Background: Prior studies have shown that racial/ethnic minorities have lower Consumer Assessments of Healthcare Providers and Systems (CAHPS) scores. Perceived discrimination may mediate the relationship between race/ethnicity and patient experiences with care.
Objective: To examine the relationship between perceived discrimination based on race/ethnicity and Medicaid insurance and CAHPS reports and ratings of care.

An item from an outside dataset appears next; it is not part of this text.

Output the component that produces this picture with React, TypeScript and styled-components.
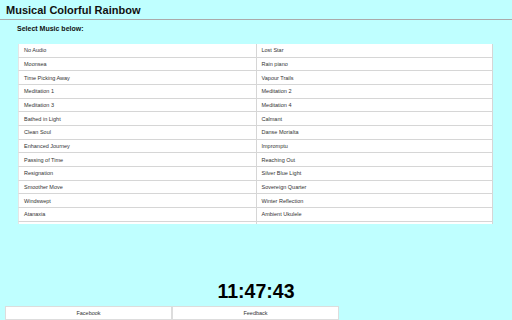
import React from 'react';
import styled, { createGlobalStyle } from 'styled-components';

const GlobalStyle = createGlobalStyle`
  html, body {
    margin: 0;
    padding: 0;
    background: #bfffff;
    font-family: 'Liberation Sans', Arial, sans-serif;
  }
`;

const Page = styled.div`
  height: 320px;
  display: flex;
  flex-direction: column;
  overflow: hidden;
`;
const Header = styled.header`
  height: 19px;
  border-bottom: 1px solid #aaaaaa;
  padding-left: 6px;
  display: flex;
  align-items: center;
`;
const Title = styled.h1`
  margin: 0;
  font-size: 11px;
  font-weight: bold;
  color: #111;
`;
const Prompt = styled.div`
  padding: 5px 0 0 17px;
  height: 19px;
  font-size: 7px;
  font-weight: bold;
  color: #111;
`;
const MusicList = styled.ul`
  list-style: none;
  margin: 0 19px 0 18px;
  padding: 0;
  height: 180px;
  overflow: hidden;
  display: grid;
  grid-template-columns: 1fr 1fr;
  grid-auto-rows: 13.67px;
  background: #ffffff;
`;
const Track = styled.li<{ $right?: boolean }>`
  box-sizing: border-box;
  border-bottom: 1px solid #d6d6d6;
  border-left: ${({ $right }) => ($right ? '1px solid #d6d6d6' : '1px solid #e6e6e6')};
  border-right: ${({ $right }) => ($right ? '1px solid #d6d6d6' : 'none')};
  padding-left: 5px;
  font-size: 5.5px;
  color: #333;
  display: flex;
  align-items: center;
`;
const Spacer = styled.div`
  flex: 1;
`;
const Clock = styled.div`
  text-align: center;
  font-size: 19.5px;
  font-weight: bold;
  color: #000;
  line-height: 22px;
  margin-bottom: 4px;
`;
const Footer = styled.div`
  display: flex;
  padding-left: 5px;
`;
const FooterButton = styled.button`
  width: 167px;
  height: 14px;
  background: #fff;
  border: 1px solid #dddddd;
  font-family: 'Liberation Sans', Arial, sans-serif;
  font-size: 5.5px;
  color: #333;
  padding: 0;
`;

const tracks: [string, string][] = [
  ['No Audio', 'Lost Star'],
  ['Moonsea', 'Rain piano'],
  ['Time Picking Away', 'Vapour Trails'],
  ['Meditation 1', 'Meditation 2'],
  ['Meditation 3', 'Meditation 4'],
  ['Bathed in Light', 'Calmant'],
  ['Clean Soul', 'Danse Morialta'],
  ['Enhanced Journey', 'Impromptu'],
  ['Passing of Time', 'Reaching Out'],
  ['Resignation', 'Silver Blue Light'],
  ['Smoother Move', 'Sovereign Quarter'],
  ['Windswept', 'Winter Reflection'],
  ['Atanaxia', 'Ambient Ukulele'],
  ['', ''],
];

const App = () => {
  return (
    <Page>
      <GlobalStyle />
      <Header>
        <Title>Musical Colorful Rainbow</Title>
      </Header>
      <Prompt>Select Music below:</Prompt>
      <MusicList>
        {tracks.map(([left, right], i) => (
          <React.Fragment key={i}>
            <Track>{left}</Track>
            <Track $right>{right}</Track>
          </React.Fragment>
        ))}
      </MusicList>
      <Spacer />
      <Clock>11:47:43</Clock>
      <Footer>
        <FooterButton>Facebook</FooterButton>
        <FooterButton>Feedback</FooterButton>
      </Footer>
    </Page>
  );
};
export default App;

Methods: The study analyzed 2007 survey data from 1509 Florida Medicaid beneficiaries. CAHPS reports (getting needed care, timeliness of care, communication with doctor, and health plan customer service) and ratings (personal doctor, specialist care, overall health care, and health plan) of care were the primary outcome variables. Patient perceptions of discrimination based on their race/ethnicity and having Medicaid insurance were the primary independent variables. Regression analysis modeled the effect of perceptions of discrimination on CAHPS reports and ratings controlling for age, sex, education, self-rated health status, race/ethnicity, survey language, and fee-for-service enrollment. SEs were corrected for correlation within plans.
Results: Medicaid beneficiaries reporting discrimination based on race/ethnicity had lower CAHPS scores, ranging from 15 points lower (on a 0-100 scale) for getting needed care to 6 points lower for specialist rating, compared with those who never experienced discrimination. Similar results were obtained for perceived discrimination based on Medicaid insurance.
Conclusions: Perceptions of discrimination based on race/ethnicity and Medicaid insurance are prevalent and are associated with substantially lower CAHPS reports and ratings of care. Practices must develop and implement strategies to reduce perceived discrimination among patients.